→ To do
All of the data should be output character for character, except the pictures.

→ Supplied information

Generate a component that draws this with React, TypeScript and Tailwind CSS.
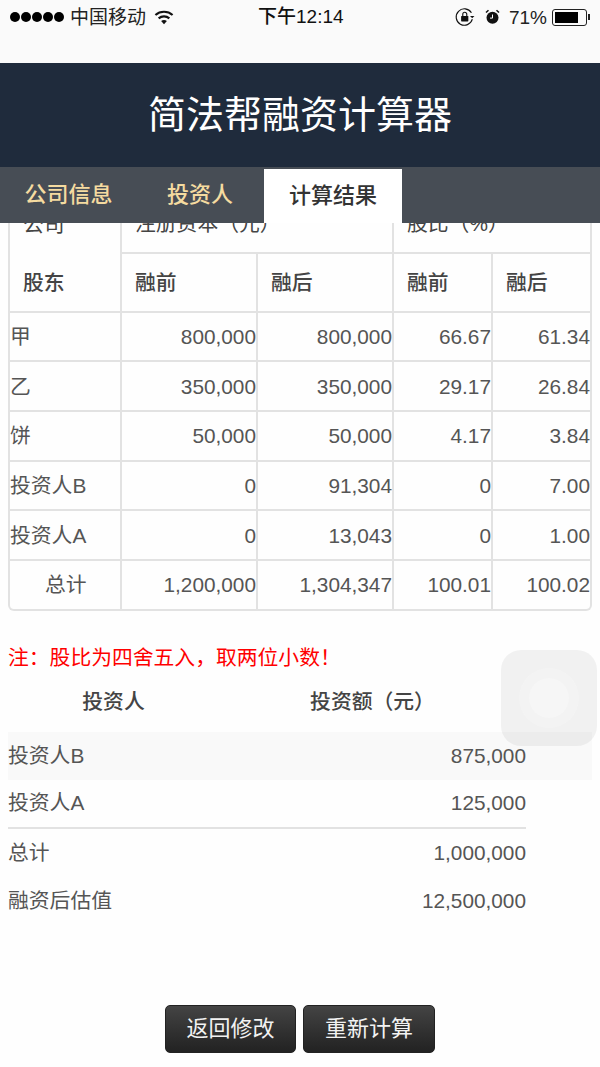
const CJK = "font-['Liberation_Sans','Noto_Sans_CJK_SC',sans-serif]";

const rows = [
  { name: "甲", v: ["800,000", "800,000", "66.67", "61.34"] },
  { name: "乙", v: ["350,000", "350,000", "29.17", "26.84"] },
  { name: "饼", v: ["50,000", "50,000", "4.17", "3.84"] },
  { name: "投资人B", v: ["0", "91,304", "0", "7.00"] },
  { name: "投资人A", v: ["0", "13,043", "0", "1.00"] },
];

const totals = ["1,200,000", "1,304,347", "100.01", "100.02"];

function StatusBar() {
  return (
    <div className="h-[63px] bg-[#fafafa] relative text-[19px] text-[#222]">
      <div className="h-[34px] flex items-center justify-between pl-[10px] pr-[10px]">
        <div className="flex items-center">
          <div className="flex gap-[1px]">
            {[0, 1, 2, 3, 4].map((i) => (
              <div key={i} className="w-[10px] h-[10px] rounded-full bg-black" />
            ))}
          </div>
          <span className="ml-[6px] leading-none">中国移动</span>
          <svg className="ml-[8px]" width="20" height="15" viewBox="0 0 18 14">
            <path d="M1 4.6C5.5.6 12.5.6 17 4.6" fill="none" stroke="#111" strokeWidth="2" />
            <path d="M4 7.8c2.9-2.5 7.1-2.5 10 0" fill="none" stroke="#111" strokeWidth="2" />
            <path d="M6.3 10.2c1.6-1.2 3.8-1.2 5.4 0L9 13.4z" fill="#111" />
          </svg>
        </div>
        <div className="absolute left-[258px] top-[6px] text-[19px] font-medium leading-[22px] text-[#111]">下午12:14</div>
        <div className="flex items-center">
          <svg width="20" height="20" viewBox="0 0 18 18">
            <path d="M14.8 5.2A7.4 7.4 0 1 0 15.6 11" fill="none" stroke="#111" strokeWidth="1" />
            <path d="M13.5 8h4l-2 2.2z" fill="#111" />
            <rect x="5.5" y="8" width="6.5" height="5" rx="0.6" fill="#111" />
            <path d="M7 8V6.5a1.8 1.8 0 0 1 3.6 0V8" fill="none" stroke="#111" strokeWidth="1" />
          </svg>
          <svg className="ml-[10px]" width="15" height="16" viewBox="0 0 15 16">
            <circle cx="7.5" cy="8.8" r="6" fill="#111" />
            <path d="M7.5 5.5v3.6H5" fill="none" stroke="#fff" strokeWidth="1" />
            <path d="M1 3.5 3.5 1.2M14 3.5 11.5 1.2" stroke="#111" strokeWidth="1.5" />
          </svg>
          <span className="ml-[9px] leading-none">71%</span>
          <div className="ml-[5px] w-[35px] h-[17px] rounded-[3px] border border-[#222] p-[2px]">
            <div className="w-[23px] h-full bg-black" />
          </div>
          <div className="ml-[1px] w-[2px] h-[6px] bg-[#222]" />
        </div>
      </div>
    </div>
  );
}

function SharesTable() {
  return (
    <div className="mx-[8px] grid grid-cols-[110px_136px_136px_99px_99px] grid-rows-[58.6px_59px_repeat(5,49.7px)_47.5px] border-2 border-t-0 border-[#e2e2e2] rounded-b-[6px] text-[20.8px] text-[#555]">
      <div className="flex items-center pl-[13px] text-[#444]">公司</div>
      <div className="col-span-2 flex items-center pl-[13px] border-l-2 border-b-2 border-[#e2e2e2] text-[#444]">注册资本（元）</div>
      <div className="col-span-2 flex items-center pl-[13px] border-l-2 border-b-2 border-[#e2e2e2] text-[#444]">股比（%）</div>

      <div className="flex items-center pl-[13px] border-b-2 border-[#e2e2e2] font-medium text-[#444]">股东</div>
      {["融前", "融后", "融前", "融后"].map((x, i) => (
        <div key={i} className="flex items-center pl-[13px] border-l-2 border-b-2 border-[#e2e2e2] font-medium text-[#444]">{x}</div>
      ))}

      {rows.map((r) => (
        <div key={r.name} className="contents">
          <div className="flex items-center border-b-2 border-[#e2e2e2]">{r.name}</div>
          {r.v.map((x, i) => (
            <div key={i} className="flex items-center justify-end border-l-2 border-b-2 border-[#e2e2e2]">{x}</div>
          ))}
        </div>
      ))}

      <div className="flex items-center pl-[35px]">总计</div>
      {totals.map((x) => (
        <div key={x} className="flex items-center justify-end border-l-2 border-[#e2e2e2]">{x}</div>
      ))}
    </div>
  );
}

export default function App() {
  return (
    <div className={`relative w-[600px] h-[1067px] overflow-hidden bg-[#fefefe] ${CJK}`}>
      <StatusBar />
      <div className="h-[104px] bg-[#1f2b3c] text-white text-[38px] flex items-center justify-center">
        简法帮融资计算器
      </div>
      <div className="relative z-10 h-[56px] -mb-[28px] bg-[#474d55] flex items-end pl-[1px] text-[22px] font-medium">
        <div className="h-[56px] pb-[2px] w-[135px] flex items-center justify-center text-[#f5dba0]">公司信息</div>
        <div className="h-[56px] pb-[2px] w-[128px] flex items-center justify-center text-[#f5dba0]">投资人</div>
        <div className="h-[54px] pb-[2px] w-[138px] bg-white flex items-center justify-center text-[#333]">计算结果</div>
      </div>
      <SharesTable />
      <div className="mt-[33px] ml-[8px] text-[20.8px] leading-[28px] text-[#ff0000]">注：股比为四舍五入，取两位小数！</div>
      <div className="mt-[12px] w-[526px] pl-[8px] h-[36px] flex items-center text-[20.8px] font-medium text-[#444]">
        <div className="w-[211px] text-center">投资人</div>
        <div className="w-[307px] text-center">投资额（元）</div>
      </div>
      <div className="mt-[12px] text-[20.8px] text-[#555]">
        <div className="mx-[8px] h-[48px] bg-[#f9f9f9] flex items-center">
          <div className="w-[518px] flex justify-between"><span>投资人B</span><span>875,000</span></div>
        </div>
        <div className="ml-[8px] w-[518px] h-[49px] flex items-center justify-between border-b-2 border-[#e2e2e2]"><span>投资人A</span><span>125,000</span></div>
        <div className="ml-[8px] w-[518px] h-[48px] flex items-center justify-between"><span>总计</span><span>1,000,000</span></div>
        <div className="ml-[8px] w-[518px] h-[48px] flex items-center justify-between"><span>融资后估值</span><span>12,500,000</span></div>
      </div>
      <div className="mt-[80px] flex justify-center gap-[7px] text-[22px] text-[#f2f2f2]">
        <button className="w-[131px] h-[48px] rounded-[5px] bg-gradient-to-b from-[#444] to-[#222] border border-[#222]">返回修改</button>
        <button className="w-[132px] h-[48px] rounded-[5px] bg-gradient-to-b from-[#444] to-[#222] border border-[#222]">重新计算</button>
      </div>
      <div className="absolute left-[501px] top-[650px] w-[96px] h-[96px] rounded-[20px] bg-black/5 flex items-center justify-center">
        <div className="w-[60px] h-[60px] rounded-full bg-white/20 flex items-center justify-center">
          <div className="w-[40px] h-[40px] rounded-full bg-white/25" />
        </div>
      </div>
    </div>
  );
}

→ Result of the task
Generate a component that draws this with React, TypeScript and Tailwind CSS.
const CJK = "font-['Liberation_Sans','Noto_Sans_CJK_SC',sans-serif]";

const rows = [
  { name: "甲", v: ["800,000", "800,000", "66.67", "61.34"] },
  { name: "乙", v: ["350,000", "350,000", "29.17", "26.84"] },
  { name: "饼", v: ["50,000", "50,000", "4.17", "3.84"] },
  { name: "投资人B", v: ["0", "91,304", "0", "7.00"] },
  { name: "投资人A", v: ["0", "13,043", "0", "1.00"] },
];

const totals = ["1,200,000", "1,304,347", "100.01", "100.02"];

function StatusBar() {
  return (
    <div className="h-[63px] bg-[#fafafa] relative text-[19px] text-[#222]">
      <div className="h-[34px] flex items-center justify-between pl-[10px] pr-[10px]">
        <div className="flex items-center">
          <div className="flex gap-[1px]">
            {[0, 1, 2, 3, 4].map((i) => (
              <div key={i} className="w-[10px] h-[10px] rounded-full bg-black" />
            ))}
          </div>
          <span className="ml-[6px] leading-none">中国移动</span>
          <svg className="ml-[8px]" width="20" height="15" viewBox="0 0 18 14">
            <path d="M1 4.6C5.5.6 12.5.6 17 4.6" fill="none" stroke="#111" strokeWidth="2" />
            <path d="M4 7.8c2.9-2.5 7.1-2.5 10 0" fill="none" stroke="#111" strokeWidth="2" />
            <path d="M6.3 10.2c1.6-1.2 3.8-1.2 5.4 0L9 13.4z" fill="#111" />
          </svg>
        </div>
        <div className="absolute left-[258px] top-[6px] text-[19px] font-medium leading-[22px] text-[#111]">下午12:14</div>
        <div className="flex items-center">
          <svg width="20" height="20" viewBox="0 0 18 18">
            <path d="M14.8 5.2A7.4 7.4 0 1 0 15.6 11" fill="none" stroke="#111" strokeWidth="1" />
            <path d="M13.5 8h4l-2 2.2z" fill="#111" />
            <rect x="5.5" y="8" width="6.5" height="5" rx="0.6" fill="#111" />
            <path d="M7 8V6.5a1.8 1.8 0 0 1 3.6 0V8" fill="none" stroke="#111" strokeWidth="1" />
          </svg>
          <svg className="ml-[10px]" width="15" height="16" viewBox="0 0 15 16">
            <circle cx="7.5" cy="8.8" r="6" fill="#111" />
            <path d="M7.5 5.5v3.6H5" fill="none" stroke="#fff" strokeWidth="1" />
            <path d="M1 3.5 3.5 1.2M14 3.5 11.5 1.2" stroke="#111" strokeWidth="1.5" />
          </svg>
          <span className="ml-[9px] leading-none">71%</span>
          <div className="ml-[5px] w-[35px] h-[17px] rounded-[3px] border border-[#222] p-[2px]">
            <div className="w-[23px] h-full bg-black" />
          </div>
          <div className="ml-[1px] w-[2px] h-[6px] bg-[#222]" />
        </div>
      </div>
    </div>
  );
}

function SharesTable() {
  return (
    <div className="mx-[8px] grid grid-cols-[110px_136px_136px_99px_99px] grid-rows-[58.6px_59px_repeat(5,49.7px)_47.5px] border-2 border-t-0 border-[#e2e2e2] rounded-b-[6px] text-[20.8px] text-[#555]">
      <div className="flex items-center pl-[13px] text-[#444]">公司</div>
      <div className="col-span-2 flex items-center pl-[13px] border-l-2 border-b-2 border-[#e2e2e2] text-[#444]">注册资本（元）</div>
      <div className="col-span-2 flex items-center pl-[13px] border-l-2 border-b-2 border-[#e2e2e2] text-[#444]">股比（%）</div>

      <div className="flex items-center pl-[13px] border-b-2 border-[#e2e2e2] font-medium text-[#444]">股东</div>
      {["融前", "融后", "融前", "融后"].map((x, i) => (
        <div key={i} className="flex items-center pl-[13px] border-l-2 border-b-2 border-[#e2e2e2] font-medium text-[#444]">{x}</div>
      ))}

      {rows.map((r) => (
        <div key={r.name} className="contents">
          <div className="flex items-center border-b-2 border-[#e2e2e2]">{r.name}</div>
          {r.v.map((x, i) => (
            <div key={i} className="flex items-center justify-end border-l-2 border-b-2 border-[#e2e2e2]">{x}</div>
          ))}
        </div>
      ))}

      <div className="flex items-center pl-[35px]">总计</div>
      {totals.map((x) => (
        <div key={x} className="flex items-center justify-end border-l-2 border-[#e2e2e2]">{x}</div>
      ))}
    </div>
  );
}

export default function App() {
  return (
    <div className={`relative w-[600px] h-[1067px] overflow-hidden bg-[#fefefe] ${CJK}`}>
      <StatusBar />
      <div className="h-[104px] bg-[#1f2b3c] text-white text-[38px] flex items-center justify-center">
        简法帮融资计算器
      </div>
      <div className="relative z-10 h-[56px] -mb-[28px] bg-[#474d55] flex items-end pl-[1px] text-[22px] font-medium">
        <div className="h-[56px] pb-[2px] w-[135px] flex items-center justify-center text-[#f5dba0]">公司信息</div>
        <div className="h-[56px] pb-[2px] w-[128px] flex items-center justify-center text-[#f5dba0]">投资人</div>
        <div className="h-[54px] pb-[2px] w-[138px] bg-white flex items-center justify-center text-[#333]">计算结果</div>
      </div>
      <SharesTable />
      <div className="mt-[33px] ml-[8px] text-[20.8px] leading-[28px] text-[#ff0000]">注：股比为四舍五入，取两位小数！</div>
      <div className="mt-[12px] w-[526px] pl-[8px] h-[36px] flex items-center text-[20.8px] font-medium text-[#444]">
        <div className="w-[211px] text-center">投资人</div>
        <div className="w-[307px] text-center">投资额（元）</div>
      </div>
      <div className="mt-[12px] text-[20.8px] text-[#555]">
        <div className="mx-[8px] h-[48px] bg-[#f9f9f9] flex items-center">
          <div className="w-[518px] flex justify-between"><span>投资人B</span><span>875,000</span></div>
        </div>
        <div className="ml-[8px] w-[518px] h-[49px] flex items-center justify-between border-b-2 border-[#e2e2e2]"><span>投资人A</span><span>125,000</span></div>
        <div className="ml-[8px] w-[518px] h-[48px] flex items-center justify-between"><span>总计</span><span>1,000,000</span></div>
        <div className="ml-[8px] w-[518px] h-[48px] flex items-center justify-between"><span>融资后估值</span><span>12,500,000</span></div>
      </div>
      <div className="mt-[80px] flex justify-center gap-[7px] text-[22px] text-[#f2f2f2]">
        <button className="w-[131px] h-[48px] rounded-[5px] bg-gradient-to-b from-[#444] to-[#222] border border-[#222]">返回修改</button>
        <button className="w-[132px] h-[48px] rounded-[5px] bg-gradient-to-b from-[#444] to-[#222] border border-[#222]">重新计算</button>
      </div>
      <div className="absolute left-[501px] top-[650px] w-[96px] h-[96px] rounded-[20px] bg-black/5 flex items-center justify-center">
        <div className="w-[60px] h-[60px] rounded-full bg-white/20 flex items-center justify-center">
          <div className="w-[40px] h-[40px] rounded-full bg-white/25" />
        </div>
      </div>
    </div>
  );
}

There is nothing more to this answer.